▸ **What you should do**:
Data follows below. Repeat exactly the lines between the line holding "Generate a component that draws this with React and Tailwind" and the line holding "const [showAlert, setShowAlert]", inclusive, and nothing more; drop pictures.
======
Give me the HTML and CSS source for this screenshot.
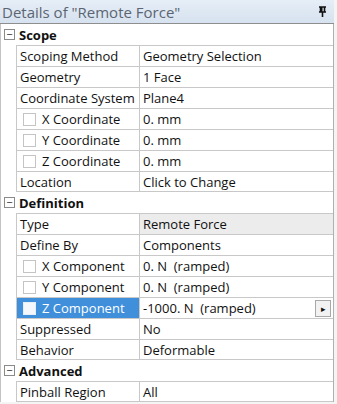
FILE: index.html
```html
<!DOCTYPE html>
<html lang="en">
<head>
  <meta charset="UTF-8" />
  <title>Details of "Remote Force"</title>
  <link rel="stylesheet" href="styles.css">
</head>
<body>

<div class="panel">
  <div class="title-bar">
    <span class="title">Details of "Remote Force"</span>
    <svg class="pin" width="9" height="11" viewBox="0 0 9 11">
      <path d="M1 1h7M2.5 1v5M6.5 1v5M1 6h7M4.5 6v5" stroke="#111" stroke-width="1.6" fill="none"/>
      <rect x="2.5" y="1" width="2" height="5" fill="#111"/>
    </svg>
  </div>

  <div class="grid">
    <div class="group"><span class="toggle">−</span><span class="group-name">Scope</span></div>
    <div class="row"><div class="label">Scoping Method</div><div class="value">Geometry Selection</div></div>
    <div class="row"><div class="label">Geometry</div><div class="value">1 Face</div></div>
    <div class="row"><div class="label">Coordinate System</div><div class="value">Plane4</div></div>
    <div class="row"><div class="label"><span class="check"></span>X Coordinate</div><div class="value">0. mm</div></div>
    <div class="row"><div class="label"><span class="check"></span>Y Coordinate</div><div class="value">0. mm</div></div>
    <div class="row"><div class="label"><span class="check"></span>Z Coordinate</div><div class="value">0. mm</div></div>
    <div class="row"><div class="label">Location</div><div class="value">Click to Change</div></div>

    <div class="group"><span class="toggle">−</span><span class="group-name">Definition</span></div>
    <div class="row"><div class="label">Type</div><div class="value readonly">Remote Force</div></div>
    <div class="row"><div class="label">Define By</div><div class="value">Components</div></div>
    <div class="row"><div class="label"><span class="check"></span>X Component</div><div class="value">0. N&nbsp; (ramped)</div></div>
    <div class="row"><div class="label"><span class="check"></span>Y Component</div><div class="value">0. N&nbsp; (ramped)</div></div>
    <div class="row selected"><div class="label"><span class="check"></span>Z Component</div><div class="value">-1000. N&nbsp; (ramped)<span class="more">▸</span></div></div>
    <div class="row"><div class="label">Suppressed</div><div class="value">No</div></div>
    <div class="row"><div class="label">Behavior</div><div class="value">Deformable</div></div>

    <div class="group"><span class="toggle">−</span><span class="group-name">Advanced</span></div>
    <div class="row"><div class="label">Pinball Region</div><div class="value">All</div></div>
  </div>
</div>

</body>
</html>
```

FILE: styles.css
```css
body {
  margin: 0;
  background: #f4f4f4;
  font-family: 'Open Sans', sans-serif;
  font-size: 13px;
  color: #111;
}

.panel {
  width: 334px;
  background: white;
}

.title-bar {
  height: 23px;
  display: flex;
  align-items: center;
  justify-content: space-between;
  padding: 0 7px 0 2px;
  background: linear-gradient(#e6eef7, #d6e2ef);
  border-bottom: 1px solid #8e8e8e;
}

.title {
  font-size: 15px;
  color: #5b6572;
}

.pin {
  display: block;
}

.grid {
  border-left: 1px solid #c4c4c4;
  border-right: 1px solid #b0b0b0;
}

.group {
  height: 21px;
  display: flex;
  align-items: center;
}

.toggle {
  width: 9px;
  height: 9px;
  margin: 0 4px 0 3px;
  border: 1px solid #8a8a8a;
  font-size: 11px;
  line-height: 8px;
  text-align: center;
  color: #222;
}

.group-name {
  font-weight: bold;
}

.row {
  height: 21px;
  display: grid;
  grid-template-columns: 123px 1fr;
  margin-left: 15px;
  border-left: 1px solid #c8c8c8;
}

.label,
.value {
  display: flex;
  align-items: center;
  padding-left: 3px;
  border-top: 1px solid #c8c8c8;
  white-space: nowrap;
}

.label {
  border-right: 1px solid #c8c8c8;
}

.group + .row .label,
.group + .row .value {
  border-top-color: #c8c8c8;
}

.row:last-child .label,
.row:last-child .value,
.row:has(+ .group) .label,
.row:has(+ .group) .value {
  border-bottom: 1px solid #c8c8c8;
}

.readonly {
  background: #ececec;
}

.check {
  width: 11px;
  height: 11px;
  margin: 0 6px 0 3px;
  border: 1px solid #c4c4c4;
  background: white;
}

.selected .label {
  background: #3f8fdb;
  color: white;
}

.selected .check {
  border-color: #e6eef8;
  background: #f4f7fb;
}

.value .more {
  margin-left: auto;
  margin-right: 2px;
  width: 14px;
  height: 15px;
  border: 1px solid #a8a8a8;
  background: #f2f2f2;
  font-size: 9px;
  line-height: 15px;
  text-align: center;
}
```
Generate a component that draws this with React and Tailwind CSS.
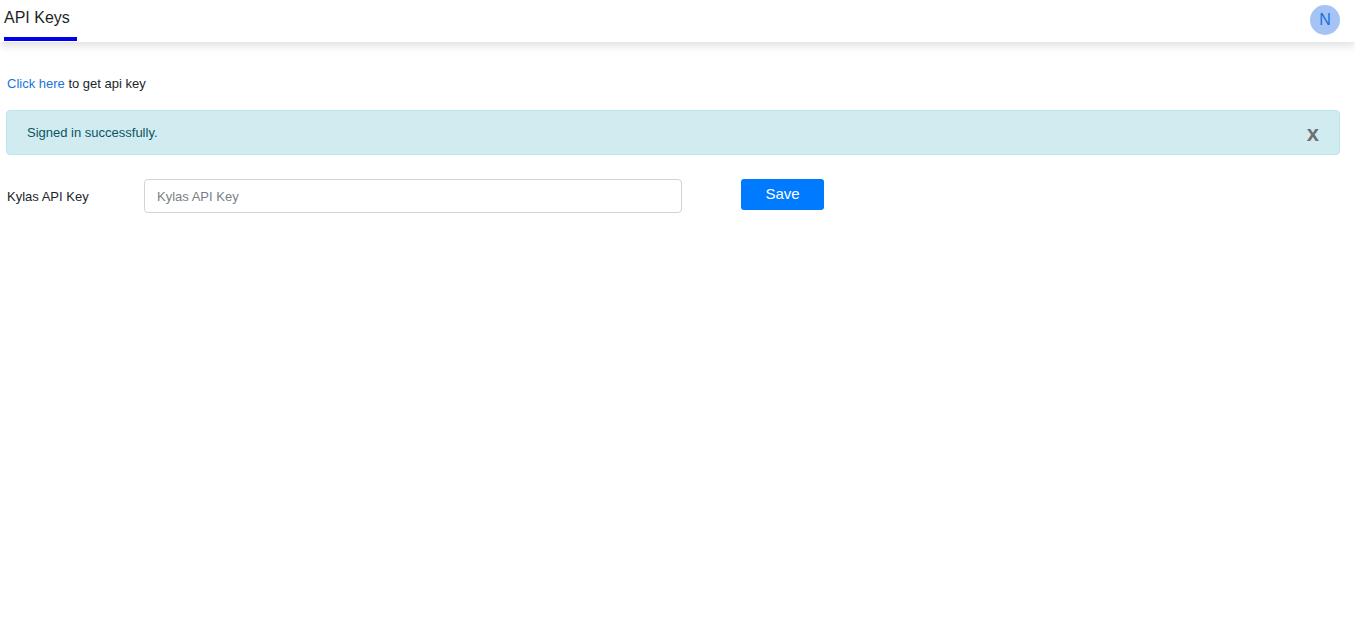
import React, { useState } from 'react';

const App = () => {
    const [apiKey, setApiKey] = useState('');
    const [showAlert, setShowAlert] = useState(true);

    return (
        <div className="min-h-screen bg-white font-['Liberation_Sans',Arial,sans-serif] text-[#212529]">
            {/* Cabeçalho */}
            <header className="h-[42px] flex items-start justify-between bg-white shadow-[0_4px_8px_rgba(0,0,0,0.12)]">
                <div className="ml-[4px] h-[42px] flex flex-col justify-between">
                    <span className="pt-[8px] pr-[8px] text-[16px] leading-[20px] text-[#1f1f1f]">API Keys</span>
                    <div className="h-[4px] mb-[1px] w-[73px] bg-[#0000ee]" />
                </div>
                <div className="mt-[5px] mr-[15px] w-[30px] h-[30px] rounded-full bg-[#a5c3f5] flex items-center justify-center text-[16px] text-[#1a6fe0]">
                    N
                </div>
            </header>

            <main className="pl-[6px] pr-[15px]">
                <p className="mt-[34px] pl-[1px] text-[13px] leading-[16px] text-[#212529]">
                    <a href="#" className="text-[#1a73d9]">Click here</a> to get api key
                </p>

                {showAlert && (
                    <div className="mt-[18px] h-[45px] flex items-start justify-between bg-[#d1ecf1] border border-[#bee5eb] rounded-[4px] pl-[20px] pr-[20px] text-[#0c5460]">
                        <span className="pt-[14px] text-[13px] leading-[16px]">Signed in successfully.</span>
                        <button
                            type="button"
                            onClick={() => setShowAlert(false)}
                            className="mt-[13px] text-[22px] leading-[20px] font-bold text-[#707070]"
                        >
                            x
                        </button>
                    </div>
                )}

                <div className="mt-[24px] flex items-start">
                    <label className="w-[138px] pl-[1px] pt-[10px] text-[13px] leading-[16px] text-[#212529]">Kylas API Key</label>
                    <input
                        type="text"
                        value={apiKey}
                        onChange={(e) => setApiKey(e.target.value)}
                        placeholder="Kylas API Key"
                        className="w-[538px] h-[34px] px-[12px] border border-[#ced4da] rounded-[4px] text-[13px] text-[#495057] placeholder-[#7a7f85] outline-none"
                    />
                    <button
                        type="button"
                        className="ml-[59px] w-[83px] h-[31px] bg-[#007bff] rounded-[3px] text-white text-[15px]"
                    >
                        Save
                    </button>
                </div>
            </main>
        </div>
    );
};

export default App;
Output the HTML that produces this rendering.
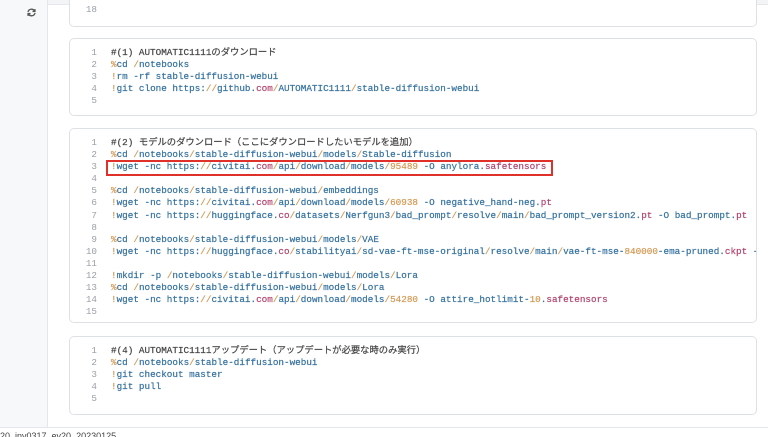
<!DOCTYPE html>
<html><head><meta charset="utf-8"><style>
body{margin:0;width:768px;height:436px;overflow:hidden;background:#fff;font-family:"Liberation Sans",sans-serif;position:relative}
.side{position:absolute;left:0;top:0;width:47px;height:427px;background:#f7f8fa;border-right:1px solid #e3e6ea}
.topb{position:absolute;left:48px;top:0;width:720px;height:4px;background:#f3f4f6;border-bottom:1px solid #e6e8eb}
.cell{position:absolute;left:69px;width:686px;border:1px solid #dde1e6;border-radius:5px;background:#fff;overflow:hidden}
pre{margin:0;position:absolute;left:0;top:8px;font-family:"Liberation Mono","Noto Sans CJK JP",monospace;font-size:9.3px;line-height:12.1px;color:#35729f;white-space:pre;-webkit-text-stroke:0.2px currentColor}
.n{display:inline-block;width:27px;text-align:right;color:#9aa0a6;margin-right:14px;-webkit-text-stroke:0}
.o{color:#d39a55}.p{color:#b2456e}.c{color:#444}
.red{position:absolute;left:106px;top:160px;width:443px;height:12px;border:2px solid #e0302a}
.bot{position:absolute;left:0;top:427px;width:768px;height:9px;border-top:1px solid #e3e6ea;background:#fff;font-size:9px;color:#444;line-height:9px;overflow:hidden}
</style></head><body>
<div class="side"><svg style="position:absolute;left:27px;top:8px" width="9" height="9" viewBox="0 0 9 9"><path d="M1 4A3.5 3.5 0 0 1 7.5 3M8 5A3.5 3.5 0 0 1 1.5 6" stroke="#555" stroke-width="1.3" fill="none"/><path d="M8 1v2.5H5.5M1 8V5.5h2.5" stroke="#555" stroke-width="1.2" fill="none"/></svg></div>
<div class="topb"></div>
<div class="cell" style="top:-10px;height:35px"><pre style="top:13px"><span class="n">18</span></pre></div>
<div class="cell" style="top:38px;height:76px"><pre><span class="n">1</span><span class="c">#(1) AUTOMATIC1111のダウンロード</span>
<span class="n">2</span><span class="o">%</span>cd <span class="o">/</span>notebooks
<span class="n">3</span><span class="o">!</span>rm -rf stable-diffusion-webui
<span class="n">4</span><span class="o">!</span>git clone https:<span class="o">//</span>github.<span class="p">com</span><span class="o">/</span>AUTOMATIC1111<span class="o">/</span>stable-diffusion-webui
<span class="n">5</span></pre></div>
<div class="cell" style="top:128px;height:193px"><pre><span class="n">1</span><span class="c">#(2) モデルのダウンロード（ここにダウンロードしたいモデルを追加）</span>
<span class="n">2</span><span class="o">%</span>cd <span class="o">/</span>notebooks<span class="o">/</span>stable-diffusion-webui<span class="o">/</span>models<span class="o">/</span>Stable-diffusion
<span class="n">3</span><span class="o">!</span>wget -nc https:<span class="o">//</span>civitai.<span class="p">com</span><span class="o">/</span>api<span class="o">/</span>download<span class="o">/</span>models<span class="o">/</span><span class="o">95489</span> -O anylora.<span class="p">safetensors</span>
<span class="n">4</span>
<span class="n">5</span><span class="o">%</span>cd <span class="o">/</span>notebooks<span class="o">/</span>stable-diffusion-webui<span class="o">/</span>embeddings
<span class="n">6</span><span class="o">!</span>wget -nc https:<span class="o">//</span>civitai.<span class="p">com</span><span class="o">/</span>api<span class="o">/</span>download<span class="o">/</span>models<span class="o">/</span><span class="o">60938</span> -O negative_hand-neg.<span class="p">pt</span>
<span class="n">7</span><span class="o">!</span>wget -nc https:<span class="o">//</span>huggingface.<span class="p">co</span><span class="o">/</span>datasets<span class="o">/</span>Nerfgun3<span class="o">/</span>bad_prompt<span class="o">/</span>resolve<span class="o">/</span>main<span class="o">/</span>bad_prompt_version2.<span class="p">pt</span> -O bad_prompt.<span class="p">pt</span>
<span class="n">8</span>
<span class="n">9</span><span class="o">%</span>cd <span class="o">/</span>notebooks<span class="o">/</span>stable-diffusion-webui<span class="o">/</span>models<span class="o">/</span>VAE
<span class="n">10</span><span class="o">!</span>wget -nc https:<span class="o">//</span>huggingface.<span class="p">co</span><span class="o">/</span>stabilityai<span class="o">/</span>sd-vae-ft-mse-original<span class="o">/</span>resolve<span class="o">/</span>main<span class="o">/</span>vae-ft-mse-<span class="o">840000</span>-ema-pruned.<span class="p">ckpt</span> -O vae.ckpt
<span class="n">11</span>
<span class="n">12</span><span class="o">!</span>mkdir -p <span class="o">/</span>notebooks<span class="o">/</span>stable-diffusion-webui<span class="o">/</span>models<span class="o">/</span>Lora
<span class="n">13</span><span class="o">%</span>cd <span class="o">/</span>notebooks<span class="o">/</span>stable-diffusion-webui<span class="o">/</span>models<span class="o">/</span>Lora
<span class="n">14</span><span class="o">!</span>wget -nc https:<span class="o">//</span>civitai.<span class="p">com</span><span class="o">/</span>api<span class="o">/</span>download<span class="o">/</span>models<span class="o">/</span><span class="o">54280</span> -O attire_hotlimit-<span class="o">10</span>.<span class="p">safetensors</span>
<span class="n">15</span></pre></div>
<div class="red"></div>
<div class="cell" style="top:336px;height:77px"><pre><span class="n">1</span><span class="c">#(4) AUTOMATIC1111アップデート（アップデートが必要な時のみ実行）</span>
<span class="n">2</span><span class="o">%</span>cd <span class="o">/</span>notebooks<span class="o">/</span>stable-diffusion-webui
<span class="n">3</span><span class="o">!</span>git checkout master
<span class="n">4</span><span class="o">!</span>git pull
<span class="n">5</span></pre></div>
<div class="bot"><span style="position:relative;top:4px">20_inv0317_ev20_20230125</span></div>
</body></html>
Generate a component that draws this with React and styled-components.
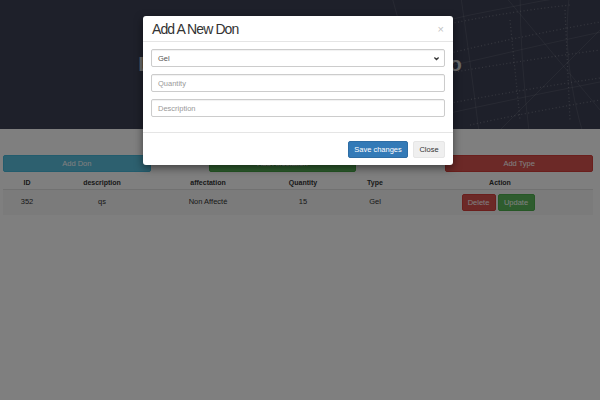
import React from 'react'
import styled, { createGlobalStyle } from 'styled-components'

const GlobalStyle = createGlobalStyle`
  html, body {
    margin: 0;
    padding: 0;
    background: #fff;
    font-family: "Liberation Sans", Arial, sans-serif;
    color: #333;
  }
  * { box-sizing: border-box; }
`

const Page = styled.div`
  position: relative;
  width: 600px;
  height: 400px;
  overflow: hidden;
  background: #fff;
`

const Hero = styled.header`
  position: relative;
  height: 129px;
  background: #3c4054;
  display: flex;
  align-items: center;
  justify-content: center;
  overflow: hidden;
`

const HeroArt = styled.svg`
  position: absolute;
  right: 0;
  top: 0;
`

const HeroTitle = styled.h1`
  position: relative;
  margin: 0;
  margin-top: -1px;
  font-size: 21px;
  font-weight: bold;
  color: #d4d4d4;
`

const Content = styled.main`
  padding: 26px 7px 0 3px;
`

const ButtonRow = styled.div`
  display: flex;
  align-items: center;
`

const WideButton = styled.button`
  width: 148px;
  height: 17px;
  margin-left: ${(p) => p.$offset || 0}px;
  border: 1px solid ${(p) => p.$border};
  border-radius: 2px;
  background: ${(p) => p.$bg};
  color: #fff;
  font-family: inherit;
  font-size: 7.5px;
  padding: 0;
`

const Table = styled.div`
  margin-top: 3px;
  display: grid;
  grid-template-columns: 48px 102px 110px 80px 64px 1fr;
`

const HeadCell = styled.div`
  height: 14px;
  display: flex;
  align-items: center;
  justify-content: center;
  font-size: 7px;
  font-weight: bold;
  color: #333;
`

const Cell = styled.div`
  height: 26px;
  display: flex;
  align-items: center;
  justify-content: center;
  gap: 2px;
  border-top: 1px solid #e2e2e2;
  background: #f6f6f6;
  font-size: 7.5px;
  color: #333;
  padding-bottom: 3px;
  padding-right: ${(p) => p.$shift || 0}px;
`

const SmallButton = styled.button`
  height: 17px;
  width: ${(p) => p.$w}px;
  border: 1px solid ${(p) => p.$border};
  border-radius: 2px;
  background: ${(p) => p.$bg};
  color: #fff;
  font-family: inherit;
  font-size: 7.5px;
  padding: 0;
  margin-top: 3px;
`

const Backdrop = styled.div`
  position: absolute;
  inset: 0;
  background: rgba(0, 0, 0, 0.5);
`

const Modal = styled.div`
  position: absolute;
  left: 143px;
  top: 16px;
  width: 310px;
  background: #fff;
  border-radius: 3px;
  box-shadow: 0 3px 9px rgba(0, 0, 0, 0.5);
`

const ModalHeader = styled.div`
  height: 26px;
  padding: 0 9px 0 9px;
  display: flex;
  align-items: center;
  justify-content: space-between;
  border-bottom: 1px solid #e5e5e5;
`

const ModalTitle = styled.h4`
  margin: 0;
  font-size: 14px;
  font-weight: normal;
  letter-spacing: -0.9px;
  color: #333;
`

const CloseX = styled.span`
  font-size: 11px;
  color: #c4c4c4;
  line-height: 1;
  margin-top: 2px;
`

const ModalBody = styled.div`
  padding: 7px 8px 15px 8px;
  display: flex;
  flex-direction: column;
  gap: 7px;
`

const Field = styled.div`
  height: 18px;
  border: 1px solid #ccc;
  border-radius: 2px;
  display: flex;
  align-items: center;
  justify-content: space-between;
  padding: 0 4px 0 6px;
  font-size: 7.5px;
  color: ${(p) => (p.$placeholder ? '#999' : '#555')};
  box-shadow: inset 0 1px 1px rgba(0, 0, 0, 0.06);
`

const ModalFooter = styled.div`
  border-top: 1px solid #e5e5e5;
  padding: 8px 8px 7px 8px;
  display: flex;
  justify-content: flex-end;
  gap: 5px;
`

const FooterButton = styled.button`
  height: 17px;
  width: ${(p) => p.$w}px;
  border: 1px solid ${(p) => p.$border};
  border-radius: 2px;
  background: ${(p) => p.$bg};
  color: ${(p) => p.$color};
  font-family: inherit;
  font-size: 7.5px;
  padding: 0;
`

const GlobeArt = () => (
  <HeroArt width="230" height="129" viewBox="0 0 230 129">
    <g fill="none" stroke="rgba(255,255,255,0.13)" strokeWidth="0.8">
      <path d="M-40 50 Q 100 10 240 -10" />
      <path d="M-60 100 Q 100 60 240 30" />
      <path d="M-40 140 Q 110 105 240 80" />
      <path d="M20 -10 Q 40 60 60 140" />
      <path d="M90 -10 Q 100 60 110 140" />
      <path d="M150 -10 Q 150 60 160 140" />
      <path d="M200 -10 Q 190 60 215 140" />
      <path d="M240 20 L 120 140" />
      <path d="M130 -10 L 230 110" />
    </g>
    <g fill="none" stroke="rgba(255,255,255,0.25)" strokeWidth="1.2" strokeDasharray="1 2.5">
      <path d="M30 35 Q 110 15 200 5" />
      <path d="M60 58 Q 140 38 230 22" />
      <path d="M40 80 Q 120 65 230 50" />
      <path d="M70 105 Q 150 90 230 78" />
      <path d="M100 125 Q 160 112 230 100" />
      <path d="M140 20 L 150 120" />
      <path d="M195 10 L 200 120" />
    </g>
  </HeroArt>
)

const ChevronDown = () => (
  <svg width="7" height="7" viewBox="0 0 10 10">
    <path d="M2 3.5 L5 6.5 L8 3.5" fill="none" stroke="#333" strokeWidth="1.8" />
  </svg>
)

export default function App() {
  return (
    <Page>
      <GlobalStyle />
      <Hero>
        <GlobeArt />
        <HeroTitle>Liste Des Dons Au Dépôt Centro</HeroTitle>
      </Hero>
      <Content>
        <ButtonRow>
          <WideButton $bg="#5bc0de" $border="#46b8da">Add Don</WideButton>
          <WideButton $bg="#5cb85c" $border="#4cae4c" $offset={58}>Add Affectation</WideButton>
          <WideButton $bg="#d9534f" $border="#d43f3a" $offset={89}>Add Type</WideButton>
        </ButtonRow>
        <Table>
          <HeadCell>ID</HeadCell>
          <HeadCell>description</HeadCell>
          <HeadCell>affectation</HeadCell>
          <HeadCell>Quantity</HeadCell>
          <HeadCell>Type</HeadCell>
          <HeadCell>Action</HeadCell>
          <Cell>352</Cell>
          <Cell>qs</Cell>
          <Cell>Non Affecté</Cell>
          <Cell>15</Cell>
          <Cell>Gel</Cell>
          <Cell $shift={4}>
            <SmallButton $w={34} $bg="#d9534f" $border="#d43f3a">Delete</SmallButton>
            <SmallButton $w={37} $bg="#5cb85c" $border="#4cae4c">Update</SmallButton>
          </Cell>
        </Table>
      </Content>
      <Backdrop />
      <Modal>
        <ModalHeader>
          <ModalTitle>Add A New Don</ModalTitle>
          <CloseX>×</CloseX>
        </ModalHeader>
        <ModalBody>
          <Field>
            Gel
            <ChevronDown />
          </Field>
          <Field $placeholder>Quantity</Field>
          <Field $placeholder>Description</Field>
        </ModalBody>
        <ModalFooter>
          <FooterButton $w={60} $bg="#337ab7" $border="#2e6da4" $color="#fff">Save changes</FooterButton>
          <FooterButton $w={32} $bg="#efefef" $border="#e6e6e6" $color="#333">Close</FooterButton>
        </ModalFooter>
      </Modal>
    </Page>
  )
}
======
▸ **Exercise response**:
Generate a component that draws this with React and Tailwind CSS.
import React, { useState } from 'react';

const App = () => {
    const [apiKey, setApiKey] = useState('');
    const [showAlert, setShowAlert] = useState(true);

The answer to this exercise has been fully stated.